Steve Opata, director of financial markets at the Bank of Ghana, told Bloomberg that the current rate is only a reflection of broader risk-off sentiments to emerging economies and as such is fleeting.
“The performance of the cedi doesn’t correlate with the fundamentals,” Opata told Bloomberg in a phone interview in Accra. “Because it is sentiment-driven, it should correct. It’s a temporary situation that will correct’’
The Bank of Ghana lowered its interest rates by 100 basis points to 16 percent earlier in the year, a move that caught analysts and experts by surprise.
Lower rates resulted in the depreciation of cedi in a magnitude that puts Ghana’s currency as the worst performing so far in 2019, of 40 currencies tracked by Bloomberg.

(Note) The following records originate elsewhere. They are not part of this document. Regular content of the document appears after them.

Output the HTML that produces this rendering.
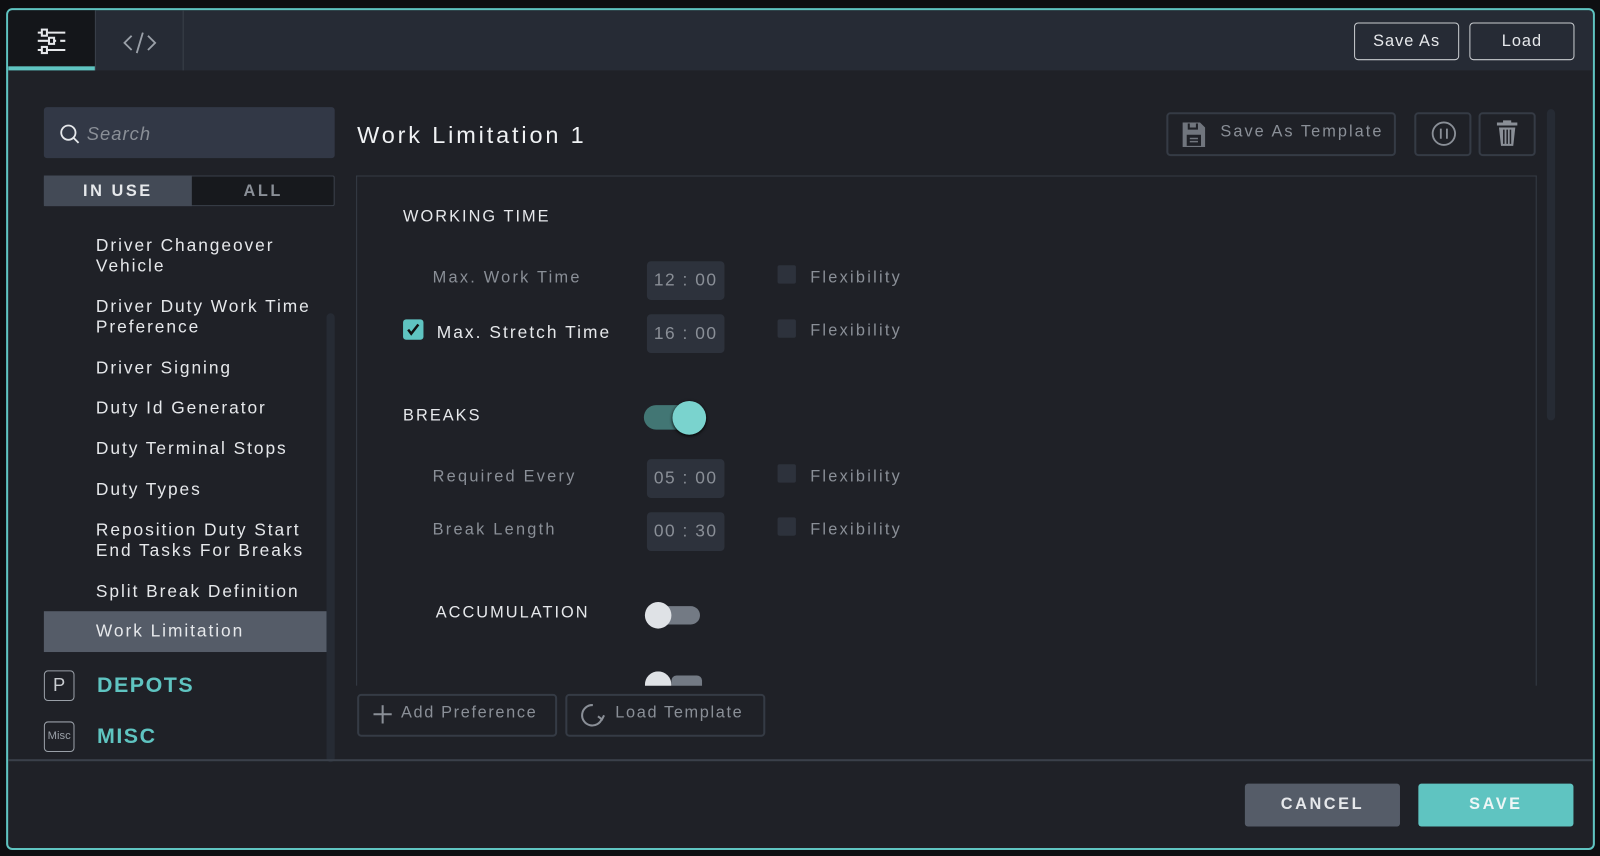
<!DOCTYPE html>
<html><head><meta charset="utf-8"><style>
*{box-sizing:border-box;margin:0;padding:0}
body{width:1600px;height:856px;background:#0e0f12;font-family:"Liberation Sans",sans-serif;position:relative;overflow:hidden;color:#e6e8eb}
#w{position:absolute;left:0;top:0;width:1568px;height:839px;transform:scale(1.0204);transform-origin:0 0}
.a{position:absolute}
.frame{left:6px;top:8px;width:1557px;height:825px;border:2px solid #5fc4c1;border-radius:6px;background:#1f2127;overflow:hidden}
.hdr{left:0;top:0;width:1553px;height:59px;background:#262b35}
.t{white-space:nowrap;letter-spacing:2px;margin-top:3px}
.btn{border:1.5px solid #c9ccd0;border-radius:4px;color:#e6e8eb;font-size:16px;text-align:center;letter-spacing:1px}
.gbtn{border:2px solid #353b45;border-radius:4px;color:#8a8f97}
.item{left:86px;font-size:17px;color:#e6e8eb;letter-spacing:1.9px;line-height:20px;white-space:nowrap;margin-top:0}
.lbl{font-size:16px;color:#8a8f97;letter-spacing:2.2px}
.time{width:76px;height:38px;background:#2d323c;border-radius:4px;color:#8a8f97;font-size:17px;text-align:center;line-height:38px;letter-spacing:1.5px}
.cb{width:18px;height:18px;background:#2d323c;border-radius:2px}
</style></head><body>
<div id="w">
<div class="a frame">
 <div class="a hdr"></div>
 <div class="a" style="left:0;top:0;width:85px;height:59px;background:#14161a;border-bottom:4px solid #5fc4c1"></div>
 <svg class="a" style="left:28px;top:17px" width="30" height="28" viewBox="0 0 30 28" fill="none" stroke="#e6e8eb" stroke-width="2"><path d="M1 5h4M11 5h17M1 13h10M17 13h2M23 13h5M1 22h4M11 22h17"/><rect x="5" y="2" width="5" height="6"/><rect x="12" y="10" width="5" height="6"/><rect x="5" y="19" width="5" height="6"/></svg>
 <div class="a" style="left:85px;top:0;width:1px;height:59px;background:#3a404a"></div>
 <div class="a" style="left:171px;top:0;width:1px;height:59px;background:#3a404a"></div>
 <svg class="a" style="left:112px;top:20px" width="34" height="24" viewBox="0 0 34 24" fill="none" stroke="#9aa0a8" stroke-width="1.8"><path d="M9 5L2 12l7 7M25 5l7 7-7 7M20 2l-6 20"/></svg>
 <div class="a btn" style="left:1319px;top:12px;width:103px;height:37px;line-height:36px">Save As</div>
 <div class="a btn" style="left:1432px;top:12px;width:103px;height:37px;line-height:36px">Load</div>

 <div class="a" style="left:35px;top:95px;width:285px;height:50px;background:#323846;border-radius:3px"></div>
 <svg class="a" style="left:50px;top:111px" width="22" height="22" viewBox="0 0 22 22" fill="none" stroke="#e6e8eb" stroke-width="1.8"><circle cx="9" cy="9" r="7"/><path d="M14 14l5 5"/></svg>
 <div class="a t" style="left:77px;top:108px;font-size:18px;font-style:italic;color:#8a8f97;letter-spacing:1px">Search</div>
 <div class="a" style="left:35px;top:162px;width:285px;height:30px;border:1.5px solid #3a404a;border-radius:2px;background:#17191d"></div>
 <div class="a" style="left:35px;top:162px;width:145px;height:30px;background:#434a56;font-size:16px;font-weight:bold;text-align:center;line-height:31px;letter-spacing:2.5px">IN USE</div>
 <div class="a" style="left:180px;top:162px;width:140px;height:30px;font-size:16px;font-weight:bold;text-align:center;line-height:31px;color:#8a8f97;letter-spacing:2.5px">ALL</div>

 <div class="a item" style="top:221px">Driver Changeover<br>Vehicle</div>
 <div class="a item" style="top:281px">Driver Duty Work Time<br>Preference</div>
 <div class="a item" style="top:341px">Driver Signing</div>
 <div class="a item" style="top:380px">Duty Id Generator</div>
 <div class="a item" style="top:420px">Duty Terminal Stops</div>
 <div class="a item" style="top:460px">Duty Types</div>
 <div class="a item" style="top:500px">Reposition Duty Start<br>End Tasks For Breaks</div>
 <div class="a item" style="top:560px">Split Break Definition</div>
 <div class="a" style="left:35px;top:589px;width:277px;height:40px;background:#555c68"></div>
 <div class="a item" style="top:599px">Work Limitation</div>
 <div class="a" style="left:312px;top:297px;width:8px;height:440px;background:#262b34;border-radius:4px"></div>
 <div class="a" style="left:35px;top:647px;width:30px;height:30px;border:1.5px solid #9aa0a8;border-radius:4px;color:#c9ccd0;font-size:18px;text-align:center;line-height:27px">P</div>
 <div class="a t" style="left:87px;top:647px;font-size:21px;font-weight:bold;color:#5fc4c1;letter-spacing:1.5px">DEPOTS</div>
 <div class="a" style="left:35px;top:697px;width:30px;height:30px;border:1.5px solid #9aa0a8;border-radius:4px;color:#9aa0a8;font-size:11px;text-align:center;line-height:27px">Misc</div>
 <div class="a t" style="left:87px;top:697px;font-size:21px;font-weight:bold;color:#5fc4c1;letter-spacing:1.5px">MISC</div>

 <div class="a t" style="left:342px;top:106px;font-size:23px;color:#f0f2f4;letter-spacing:2.8px">Work Limitation 1</div>
 <div class="a gbtn" style="left:1135px;top:100px;width:225px;height:43px"></div>
 <svg class="a" style="left:1150px;top:109px" width="24" height="26" viewBox="0 0 24 26" fill="#70757d"><path d="M1 1h17l5 5v19H1zM6 2v6h10V2h-2v4H8V2zM5 13v11h14V13zM8 16h8v1.5H8zM8 19h8v1.5H8z" fill-rule="evenodd"/></svg>
 <div class="a t" style="left:1188px;top:108px;font-size:16px;color:#8a8f97">Save As Template</div>
 <div class="a gbtn" style="left:1378px;top:100px;width:56px;height:43px"></div>
 <svg class="a" style="left:1394px;top:108px" width="26" height="26" viewBox="0 0 26 26" fill="none" stroke="#8a8f97" stroke-width="1.8"><circle cx="13" cy="13" r="11"/><path d="M10 8v10M16 8v10"/></svg>
 <div class="a gbtn" style="left:1441px;top:100px;width:56px;height:43px"></div>
 <svg class="a" style="left:1458px;top:107px" width="22" height="27" viewBox="0 0 22 27" fill="#8a8f97"><path d="M7 1h8v2h6v3H1V3h6zM3 8h16l-2 18H5zM7 10v14h1.5V10zM10.3 10v14h1.5V10zM13.5 10v14H15V10z" fill-rule="evenodd"/></svg>
 <div class="a" style="left:1508px;top:97px;width:8px;height:305px;background:#262b34;border-radius:4px"></div>

 <div class="a" style="left:341px;top:162px;width:1157px;height:500px;border:1.5px solid #353b45;border-bottom:none"></div>
 <div class="a t" style="left:387px;top:191px;font-size:16px;color:#e6e8eb">WORKING TIME</div>
 <div class="a lbl t" style="left:416px;top:251px">Max. Work Time</div>
 <div class="a time" style="left:626px;top:246px">12 : 00</div>
 <div class="a cb" style="left:754px;top:250px"></div>
 <div class="a lbl t" style="left:786px;top:251px">Flexibility</div>
 <div class="a" style="left:387px;top:303px;width:20px;height:20px;background:#5fc4c1;border-radius:3px"></div>
 <svg class="a" style="left:389px;top:305px" width="16" height="16" viewBox="0 0 16 16" fill="none" stroke="#111" stroke-width="2.4"><path d="M3 8l3 4 7-9"/></svg>
 <div class="a t" style="left:420px;top:303px;font-size:17px;color:#e6e8eb">Max. Stretch Time</div>
 <div class="a time" style="left:626px;top:298px">16 : 00</div>
 <div class="a cb" style="left:754px;top:303px"></div>
 <div class="a lbl t" style="left:786px;top:303px">Flexibility</div>

 <div class="a t" style="left:387px;top:386px;font-size:16px;color:#e6e8eb">BREAKS</div>
 <div class="a" style="left:623px;top:387px;width:58px;height:24px;background:#427674;border-radius:12px"></div>
 <div class="a" style="left:651px;top:383px;width:33px;height:33px;background:#7ad3ce;border-radius:50%;box-shadow:0 1px 3px #000"></div>
 <div class="a lbl t" style="left:416px;top:446px">Required Every</div>
 <div class="a time" style="left:626px;top:440px">05 : 00</div>
 <div class="a cb" style="left:754px;top:445px"></div>
 <div class="a lbl t" style="left:786px;top:446px">Flexibility</div>
 <div class="a lbl t" style="left:416px;top:498px">Break Length</div>
 <div class="a time" style="left:626px;top:492px">00 : 30</div>
 <div class="a cb" style="left:754px;top:497px"></div>
 <div class="a lbl t" style="left:786px;top:498px">Flexibility</div>

 <div class="a t" style="left:419px;top:579px;font-size:16px;color:#e6e8eb">ACCUMULATION</div>
 <div class="a" style="left:628px;top:584px;width:50px;height:18px;background:#737a84;border-radius:9px"></div>
 <div class="a" style="left:624px;top:580px;width:26px;height:26px;background:#dfe2e6;border-radius:50%"></div>
 <div class="a" style="left:624px;top:648px;width:26px;height:14px;overflow:hidden"><div style="width:26px;height:26px;background:#dfe2e6;border-radius:50%"></div></div>
 <div class="a" style="left:650px;top:652px;width:30px;height:10px;background:#737a84;border-radius:5px 5px 0 0"></div>

 <div class="a gbtn" style="left:342px;top:670px;width:196px;height:42px"></div>
 <svg class="a" style="left:358px;top:681px" width="18" height="18" viewBox="0 0 18 18" stroke="#8a8f97" stroke-width="2"><path d="M9 0v18M0 9h18"/></svg>
 <div class="a t" style="left:385px;top:677px;font-size:16px;color:#8a8f97;letter-spacing:1.6px">Add Preference</div>
 <div class="a gbtn" style="left:546px;top:670px;width:196px;height:42px"></div>
 <svg class="a" style="left:561px;top:678px" width="24" height="26" viewBox="0 0 24 26" fill="none" stroke="#8a8f97" stroke-width="2"><path d="M12 3A10 10 0 1 0 21 16"/><path d="M17 14l4 3 2-4"/></svg>
 <div class="a t" style="left:595px;top:677px;font-size:16px;color:#8a8f97;letter-spacing:1.6px">Load Template</div>

 <div class="a" style="left:0;top:734px;width:1553px;height:1.5px;background:#3a404a"></div>
 <div class="a" style="left:1212px;top:758px;width:152px;height:42px;background:#555c68;border-radius:3px;font-size:16px;font-weight:bold;text-align:center;line-height:42px;letter-spacing:2.5px;color:#e6e8eb">CANCEL</div>
 <div class="a" style="left:1382px;top:758px;width:152px;height:42px;background:#5fc4c1;border-radius:3px;font-size:16px;font-weight:bold;text-align:center;line-height:42px;letter-spacing:2.5px;color:#eef6f6">SAVE</div>
</div>
</div>
</body></html>
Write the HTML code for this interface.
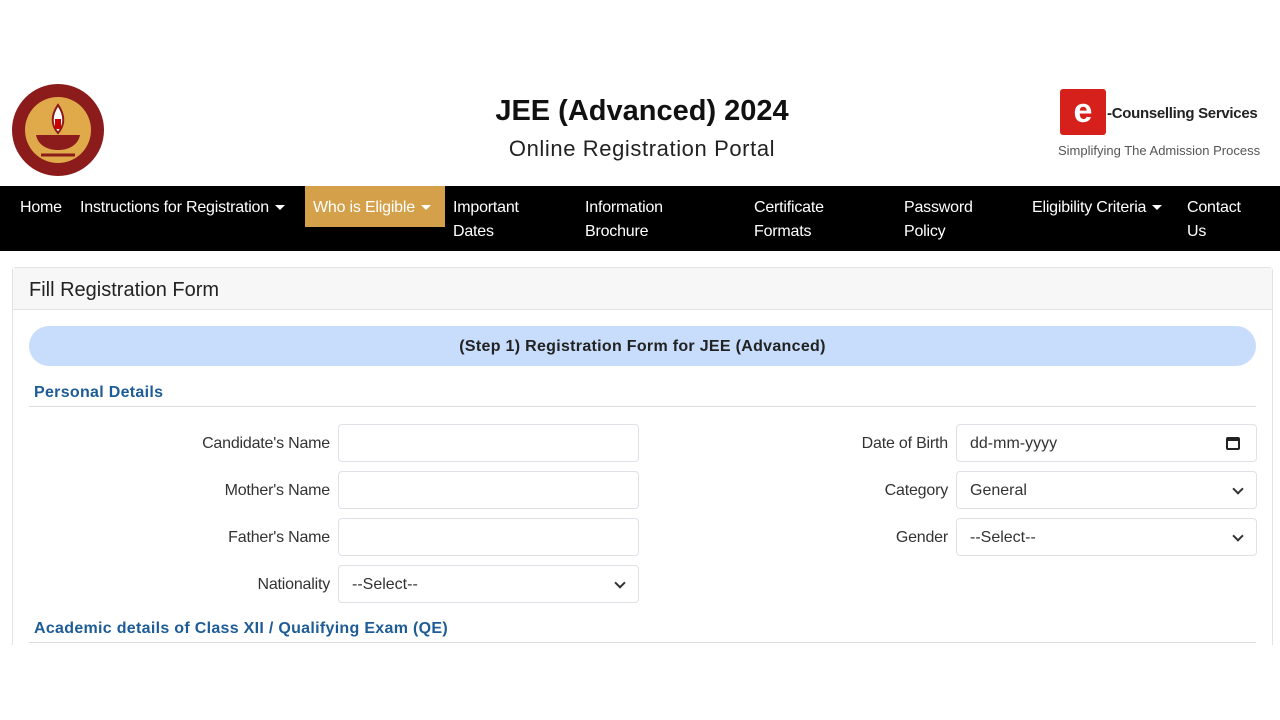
<!DOCTYPE html>
<html><head><meta charset="utf-8"><style>
*{box-sizing:border-box;margin:0;padding:0}
body{width:1280px;height:720px;background:#fff;font-family:"Liberation Sans",sans-serif;position:relative;overflow:hidden;color:#212529}
.a{position:absolute}
.nav{left:0;top:186px;width:1280px;height:65px;background:#000}
.nav div{position:absolute;color:#fff;font-size:16px;line-height:24px;letter-spacing:-.2px}
.caret{display:inline-block;width:0;height:0;border-left:5px solid transparent;border-right:5px solid transparent;border-top:5px solid #fff;vertical-align:middle;margin-left:6px}
.lbl{font-size:16px;color:#333;text-align:right;width:200px;letter-spacing:-.2px}
.inp{border:1px solid #dee2e6;border-radius:4px;height:38px;width:301px;font-size:16px;color:#333;padding:9px 13px;line-height:20px;background:#fff}
.chev{position:absolute;right:14px;top:13px;width:8px;height:8px;border-right:2px solid #333;border-bottom:2px solid #333;transform:rotate(45deg)}
.h{color:#1d5c96;font-weight:bold;font-size:16px;letter-spacing:.3px}
</style></head><body>
<svg class="a" style="left:11px;top:83px" width="94" height="94" viewBox="0 0 94 94">
<circle cx="47" cy="47" r="46" fill="#8c1c1c"/><circle cx="47" cy="47" r="33" fill="#e0a94a"/>
<path d="M47 22 C40 32 40 42 47 50 C54 42 54 32 47 22Z" fill="#fff" stroke="#8c1c1c" stroke-width="2"/>
<rect x="44" y="36" width="6" height="10" fill="#c00"/>
<path d="M25 52 H69 C67 62 58 67 47 67 C36 67 27 62 25 52Z" fill="#8c1c1c"/>
<path d="M30 72 H64" stroke="#8c1c1c" stroke-width="3"/></svg>
<div class="a" style="left:0;width:1284px;top:95px;text-align:center;font-size:29px;font-weight:bold;color:#111">JEE (Advanced) 2024</div>
<div class="a" style="left:0;width:1284px;top:136px;text-align:center;font-size:22px;color:#222;letter-spacing:.6px">Online Registration Portal</div>
<div class="a" style="left:1060px;top:89px;width:46px;height:46px;background:#d6201c;border-radius:3px;color:#fff;font-size:34px;font-weight:bold;text-align:center;line-height:44px">e</div>
<div class="a" style="left:1107px;top:105px;font-size:15px;font-weight:bold;color:#222;letter-spacing:-.3px">-Counselling Services</div>
<div class="a" style="left:1058px;top:143px;font-size:13px;color:#555">Simplifying The Admission Process</div>
<div class="a nav">
<div style="left:20px;top:10px">Home</div>
<div style="left:80px;top:10px">Instructions for Registration<span class="caret"></span></div>
<div style="left:305px;top:0;width:140px;height:41px;background:#d4a14a;padding:10px 8px">Who is Eligible<span class="caret"></span></div>
<div style="left:453px;top:10px">Important<br>Dates</div>
<div style="left:585px;top:10px">Information<br>Brochure</div>
<div style="left:754px;top:10px">Certificate<br>Formats</div>
<div style="left:904px;top:10px">Password<br>Policy</div>
<div style="left:1032px;top:10px">Eligibility Criteria<span class="caret"></span></div>
<div style="left:1187px;top:10px">Contact<br>Us</div>
</div>
<div class="a" style="left:12px;top:267px;width:1261px;height:400px;border:1px solid #e3e3e3;border-radius:4px"></div>
<div class="a" style="left:13px;top:268px;width:1259px;height:42px;background:#f7f7f7;border-bottom:1px solid #e3e3e3"></div>
<div class="a" style="left:29px;top:279px;font-size:20px;color:#222">Fill Registration Form</div>
<div class="a" style="left:29px;top:326px;width:1227px;height:40px;background:#c7ddfb;border-radius:20px;text-align:center;font-size:16px;font-weight:bold;line-height:42px;color:#222;letter-spacing:.3px">(Step 1) Registration Form for JEE (Advanced)</div>
<div class="a h" style="left:34px;top:384px">Personal Details</div>
<div class="a" style="left:29px;top:406px;width:1227px;height:1px;background:#ddd"></div>
<div class="a lbl" style="left:130px;top:435px">Candidate's Name</div>
<div class="a lbl" style="left:130px;top:482px">Mother's Name</div>
<div class="a lbl" style="left:130px;top:529px">Father's Name</div>
<div class="a lbl" style="left:130px;top:576px">Nationality</div>
<div class="a inp" style="left:338px;top:424px"></div>
<div class="a inp" style="left:338px;top:471px"></div>
<div class="a inp" style="left:338px;top:518px"></div>
<div class="a inp" style="left:338px;top:565px">--Select--<span class="chev"></span></div>
<div class="a lbl" style="left:748px;top:435px">Date of Birth</div>
<div class="a lbl" style="left:748px;top:482px">Category</div>
<div class="a lbl" style="left:748px;top:529px">Gender</div>
<div class="a inp" style="left:956px;top:424px">dd-mm-yyyy<span class="a" style="right:16px;top:12px;width:14px;height:13px;border:2px solid #222;border-top-width:4px;border-radius:2px"></span></div>
<div class="a inp" style="left:956px;top:471px">General<span class="chev"></span></div>
<div class="a inp" style="left:956px;top:518px">--Select--<span class="chev"></span></div>
<div class="a h" style="left:34px;top:620px">Academic details of Class XII / Qualifying Exam (QE)</div>
<div class="a" style="left:29px;top:642px;width:1227px;height:1px;background:#ddd"></div>
<div class="a" style="left:0;top:645px;width:1280px;height:75px;background:#fff"></div>
</body></html>
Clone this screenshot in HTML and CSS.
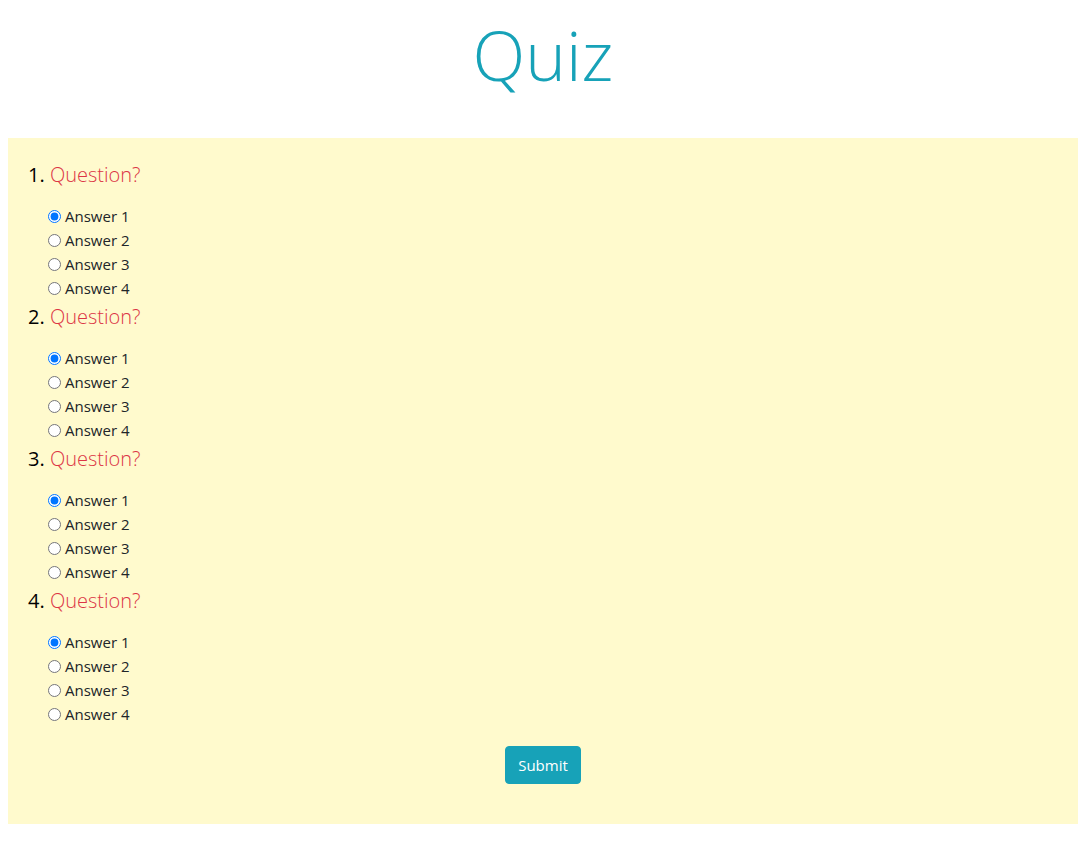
FILE: index.html
```html
<!DOCTYPE html>
<html>
<head>
<meta charset="utf-8">
<title>Quiz</title>
<link rel="stylesheet" href="styles.css">
</head>
<body>
<h1 class="title">Quiz</h1>
<form class="quiz">
  <ol class="questions">
    <li class="question">
      <span class="q-text">Question?</span>
      <div class="answers">
        <label class="answer"><input type="radio" name="q1" checked>Answer 1</label>
        <label class="answer"><input type="radio" name="q1">Answer 2</label>
        <label class="answer"><input type="radio" name="q1">Answer 3</label>
        <label class="answer"><input type="radio" name="q1">Answer 4</label>
      </div>
    </li>
    <li class="question">
      <span class="q-text">Question?</span>
      <div class="answers">
        <label class="answer"><input type="radio" name="q2" checked>Answer 1</label>
        <label class="answer"><input type="radio" name="q2">Answer 2</label>
        <label class="answer"><input type="radio" name="q2">Answer 3</label>
        <label class="answer"><input type="radio" name="q2">Answer 4</label>
      </div>
    </li>
    <li class="question">
      <span class="q-text">Question?</span>
      <div class="answers">
        <label class="answer"><input type="radio" name="q3" checked>Answer 1</label>
        <label class="answer"><input type="radio" name="q3">Answer 2</label>
        <label class="answer"><input type="radio" name="q3">Answer 3</label>
        <label class="answer"><input type="radio" name="q3">Answer 4</label>
      </div>
    </li>
    <li class="question">
      <span class="q-text">Question?</span>
      <div class="answers">
        <label class="answer"><input type="radio" name="q4" checked>Answer 1</label>
        <label class="answer"><input type="radio" name="q4">Answer 2</label>
        <label class="answer"><input type="radio" name="q4">Answer 3</label>
        <label class="answer"><input type="radio" name="q4">Answer 4</label>
      </div>
    </li>
  </ol>
  <div class="actions">
    <button type="button" class="submit">Submit</button>
  </div>
</form>
</body>
</html>
```

FILE: styles.css
```css
html, body {
  margin: 0;
  padding: 0;
  background: #fff;
}
body {
  font-family: "Open Sans", "Noto Sans", sans-serif;
  color: #212529;
  padding: 0 12px 0 8px;
}
.title {
  margin: 11px 0 41px;
  text-align: center;
  font-size: 69px;
  font-weight: 300;
  line-height: 86px;
  color: #17a2b8;
}
.quiz {
  background: #fffacd;
  padding: 22px 20px 40px;
}
.questions {
  list-style: decimal inside;
  margin: 0;
  padding: 0;
}
.question {
  font-size: 20px;
  line-height: 30px;
  color: #000;
}
.q-text {
  color: #dc3545;
  font-weight: 300;
}
.answers {
  margin: 14px 0 2px;
  padding-left: 15px;
  display: flex;
  flex-direction: column;
}
.answer {
  font-size: 15px;
  line-height: 24px;
  color: #212529;
  display: flex;
  align-items: center;
}
.answer input {
  margin: 0 4px 0 5px;
}
.actions {
  display: flex;
  justify-content: center;
  margin-top: 20px;
}
.submit {
  font-family: inherit;
  font-size: 15px;
  line-height: 24px;
  padding: 6px 12px;
  color: #fff;
  background: #17a2b8;
  border: 1px solid #17a2b8;
  border-radius: 4px;
}
```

Consequently, Ghana’s Bond market has been failing to attract foreign investment worsening the paucity of the dollar in the economy.
In spite of the unimpressive situation, Opata argued that Ghana’s favourable trade posture strengthens the argument for recovery as Ghana’s external economy has shown convincing performance with two trade surpluses, narrowing current-account and fiscal deficits.
As at Thursday, GH₵ traded at 5.33/US$ in the parallel market and 5.1577/US$ in the interbank market.
Bloomberg reports that foreign-currency inflows of $850 million before the end of March, including a $300 million loan for the cocoa regulator, will replenish reserves of the “Gold Coast” that have decreased to $7 billion at the end of December, from $7.6 billion the year before.